Set problem
Pictures excluded, reproduce exactly the lines below from the one with "Recreate this image" through the one with "ipsum dolor sit", both included.

··· Material to process

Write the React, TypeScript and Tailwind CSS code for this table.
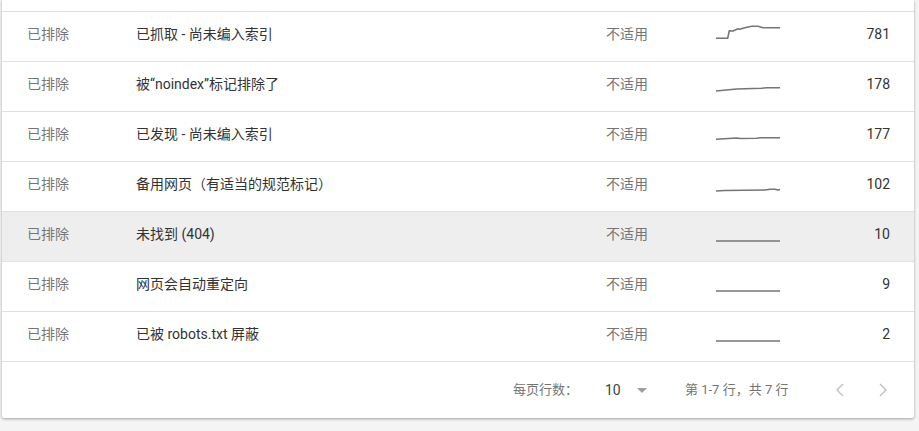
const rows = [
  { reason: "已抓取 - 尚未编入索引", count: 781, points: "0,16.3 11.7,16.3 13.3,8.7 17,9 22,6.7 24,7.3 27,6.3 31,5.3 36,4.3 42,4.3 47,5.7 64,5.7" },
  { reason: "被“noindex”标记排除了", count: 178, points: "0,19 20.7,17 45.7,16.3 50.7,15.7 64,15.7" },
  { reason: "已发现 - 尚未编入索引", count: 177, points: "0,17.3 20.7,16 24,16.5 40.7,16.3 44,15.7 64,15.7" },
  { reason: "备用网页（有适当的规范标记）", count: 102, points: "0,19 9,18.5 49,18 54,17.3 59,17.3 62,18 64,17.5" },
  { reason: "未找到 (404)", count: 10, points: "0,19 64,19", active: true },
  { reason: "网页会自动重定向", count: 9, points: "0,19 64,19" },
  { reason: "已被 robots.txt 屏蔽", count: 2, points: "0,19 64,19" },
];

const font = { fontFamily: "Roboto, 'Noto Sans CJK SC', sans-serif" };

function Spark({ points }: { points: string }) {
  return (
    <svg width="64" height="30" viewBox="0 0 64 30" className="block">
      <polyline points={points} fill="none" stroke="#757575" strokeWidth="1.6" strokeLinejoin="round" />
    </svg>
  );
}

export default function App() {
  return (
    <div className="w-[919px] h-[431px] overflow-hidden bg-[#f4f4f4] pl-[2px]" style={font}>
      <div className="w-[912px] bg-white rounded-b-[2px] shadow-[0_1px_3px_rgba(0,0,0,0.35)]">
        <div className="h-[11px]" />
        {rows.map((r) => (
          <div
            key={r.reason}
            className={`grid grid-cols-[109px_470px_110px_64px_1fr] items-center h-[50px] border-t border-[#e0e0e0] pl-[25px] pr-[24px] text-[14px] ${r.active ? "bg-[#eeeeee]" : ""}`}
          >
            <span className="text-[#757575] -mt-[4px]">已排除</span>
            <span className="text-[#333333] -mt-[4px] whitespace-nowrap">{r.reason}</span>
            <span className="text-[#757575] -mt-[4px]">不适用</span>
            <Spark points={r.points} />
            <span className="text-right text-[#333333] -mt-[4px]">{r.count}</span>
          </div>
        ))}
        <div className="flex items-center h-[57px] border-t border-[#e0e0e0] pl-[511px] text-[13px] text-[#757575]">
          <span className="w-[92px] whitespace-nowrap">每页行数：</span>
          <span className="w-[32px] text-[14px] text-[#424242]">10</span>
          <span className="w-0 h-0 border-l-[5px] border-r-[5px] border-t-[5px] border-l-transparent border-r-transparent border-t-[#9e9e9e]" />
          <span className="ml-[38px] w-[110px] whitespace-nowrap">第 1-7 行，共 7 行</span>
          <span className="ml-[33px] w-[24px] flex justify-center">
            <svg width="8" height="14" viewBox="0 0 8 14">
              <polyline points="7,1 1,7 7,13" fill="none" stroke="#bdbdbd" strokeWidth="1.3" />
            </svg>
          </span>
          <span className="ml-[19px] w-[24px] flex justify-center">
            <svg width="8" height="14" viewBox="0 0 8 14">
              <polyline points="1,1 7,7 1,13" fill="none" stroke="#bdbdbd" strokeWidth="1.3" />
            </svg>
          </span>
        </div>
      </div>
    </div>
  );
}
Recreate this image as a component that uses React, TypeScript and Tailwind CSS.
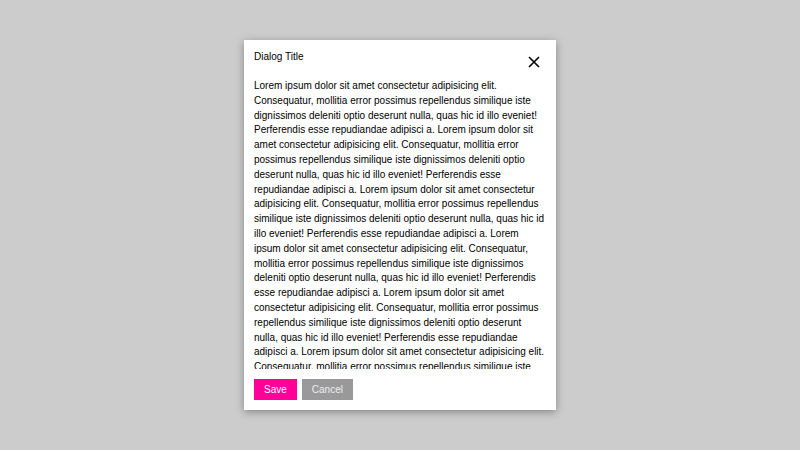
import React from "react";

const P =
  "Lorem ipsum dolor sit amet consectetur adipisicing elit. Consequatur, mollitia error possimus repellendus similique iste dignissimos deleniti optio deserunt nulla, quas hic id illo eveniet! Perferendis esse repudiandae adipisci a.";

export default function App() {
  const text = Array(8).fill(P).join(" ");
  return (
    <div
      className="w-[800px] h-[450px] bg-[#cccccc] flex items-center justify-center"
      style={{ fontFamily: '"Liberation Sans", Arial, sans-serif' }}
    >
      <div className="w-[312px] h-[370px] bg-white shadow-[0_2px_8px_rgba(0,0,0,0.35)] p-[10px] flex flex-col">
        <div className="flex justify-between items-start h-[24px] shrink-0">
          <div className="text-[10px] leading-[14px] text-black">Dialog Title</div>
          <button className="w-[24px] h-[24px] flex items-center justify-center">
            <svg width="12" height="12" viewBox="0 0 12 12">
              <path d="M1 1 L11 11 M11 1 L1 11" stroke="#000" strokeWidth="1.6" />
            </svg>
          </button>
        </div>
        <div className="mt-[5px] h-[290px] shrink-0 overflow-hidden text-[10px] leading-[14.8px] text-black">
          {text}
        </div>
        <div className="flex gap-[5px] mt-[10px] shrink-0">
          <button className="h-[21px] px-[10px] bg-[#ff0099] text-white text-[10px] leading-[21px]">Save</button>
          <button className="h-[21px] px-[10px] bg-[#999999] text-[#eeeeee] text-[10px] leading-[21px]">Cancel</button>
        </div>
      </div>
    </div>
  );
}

······
··· Material to process

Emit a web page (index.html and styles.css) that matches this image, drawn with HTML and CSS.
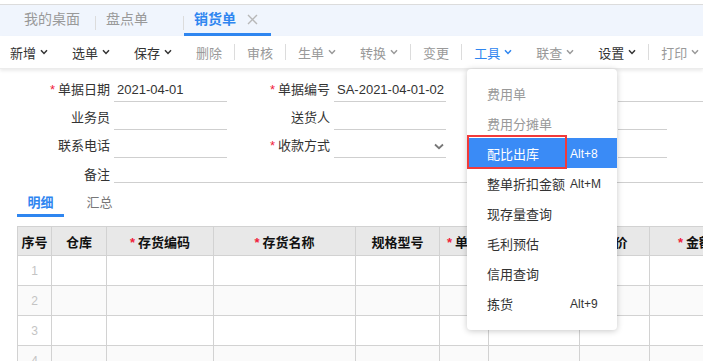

······

Task answer
Recreate this image as a component that uses React, TypeScript and Tailwind CSS.
import React from "react";

const P =
  "Lorem ipsum dolor sit amet consectetur adipisicing elit. Consequatur, mollitia error possimus repellendus similique iste dignissimos deleniti optio deserunt nulla, quas hic id illo eveniet! Perferendis esse repudiandae adipisci a.";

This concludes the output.